26/08/12 : Troisième jour
Troisième jour, et l’occasion de voir enfin sur scène des groupes que j’écoute depuis le collège. Il est 18h, quand les Dandy Warhols arrivent sur la scène principale au son de « Be-In ». Le moment est perturbant, partagé entre la joie d’entendre des titres mille fois chantés à tue-tête comme « Not if you were the last junkie on Earth » et la déception d’un show finalement mollasson, poussivement emmené par chanteur qui semble aussi camé que Kurt Cobain à ses dernières heures. Sans être franchement désagréable, on finit par trouver le temps long.
Accompagné d’une amie, j’ai le temps de retrouver @Citizen_Sam afin de boire une bière en médisant sur le dernier single de Muse. Il me confie qu’il attend comme moi ce qui ressemble à un plaisir coupable, le punk très mainstream de Green Day, le groupe qu’on a tous un peu honte d’apprécier. Nous devons déjà nous séparer, car je dois retrouver à l’autre bout du site des amis que je n’ai d’ailleurs jamais trouvés. On s’assoit, on boit une bière et on fume quelques clopes en écoutant les « Avant-Scène All-Stars ». Moment joyeux et reposant, il le faut, car déjà je m’apprête à rejoindre la scène principale pour le groupe que tout le monde attend, les californiens de Green Day.

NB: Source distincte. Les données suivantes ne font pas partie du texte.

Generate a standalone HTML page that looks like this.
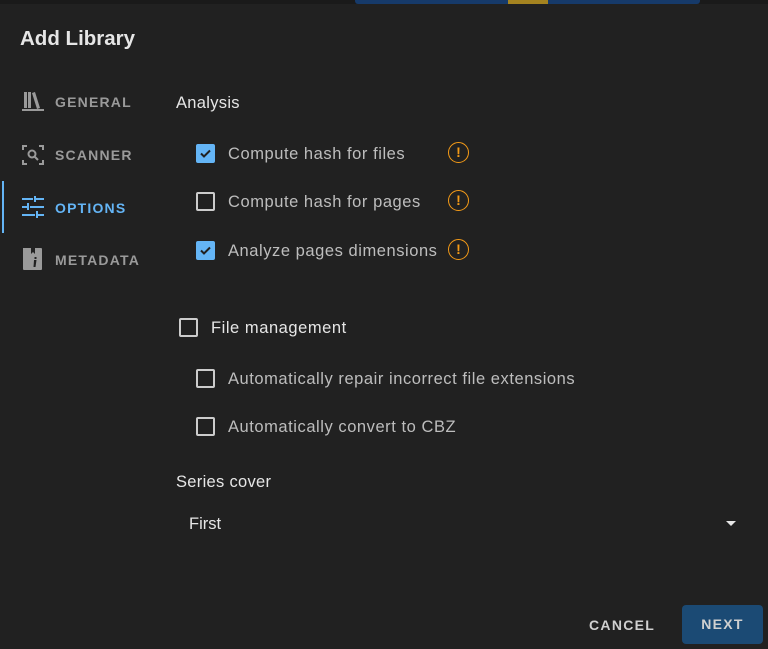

En arrivant, je constate qu’une foule déjà nombreuse s’est agglutinée pour être le plus près possible de la scène. Je me fixe un peu sur la gauche, où je sympathise avec un petit groupe de grenoblois venus spécialement pour l’occasion. La bonne ambiance autour de moi est à la mesure de l’impatience qui nous habite. Je serais bien incapable de dire par quelle chanson le trio enrichi pour l’occasion de musiciens additionnels a démarré son concert. Ce que je sais, en revanche, c’est que mon pogo-mètre est à son niveau maximal, autour de moi ça crie, ça chante, ça bouge, ça saute, la sensation est enivrante. Le chanteur Billy Joe Armstrong est en grande forme, transforme des morceaux de 3 minutes en morceaux de 10 minutes, occupé qu’il est à s’interrompre pour jouer avec le public. Ses complices ne sont pas en reste, affichant ostensiblement la joie d’être sur scène. C’est déjà l’heure pour eux de jouer « Holiday ». Je salue alors mes grenoblois avant de leur demander de me hisser au dessus de la foule pour un slam bien mérité. J’atterris un peu plus avant au moment du pont basse-batterie. Le public est au bord de la fusion nucléaire, et l’enchaînement avec « Burnout » n’arrange rien, tant mieux. Green Day, dans une forme impériale, sait aussi rendre hommage à ses aïeux du rock, avec une reprise hallucinante de justesse du « Highway to hell » d’AC/DC. À côté de moi, la jeune fille qui ferait passer Ellen Page pour une camionneuse ne semble pas impressionnée par les armoires normandes qui se dressent devant nous. Elle connaît par cœur l’ensemble de la discographie du groupe, qu’elle chante à pleins poumons, tout en sautant partout comme un enfant cocaïné. Je me dis qu’il faudrait au moins que j’arrête de fumer pour en être capable. Le spectacle dure ainsi deux heures, sans que jamais la tête d’affiche ne se prenne au sérieux. On est là pour faire la fête, rire, et foutre le bordel. C’est la consigne donnée au public et les artistes sont les premiers à montrer l’exemple. Une pause, un rappel entamé avec « American idiot », et déjà c’est fini. Le public en veut encore, et continue à chanter jusque dans les métros bondés qui reprennent le chemin de la capitale. Rock en Seine, c’est fini pour cette année, on a pris un coup de jeune, juste ce qu’il fallait pour pouvoir accepter la dure réalité de la rentrée qui nous attend.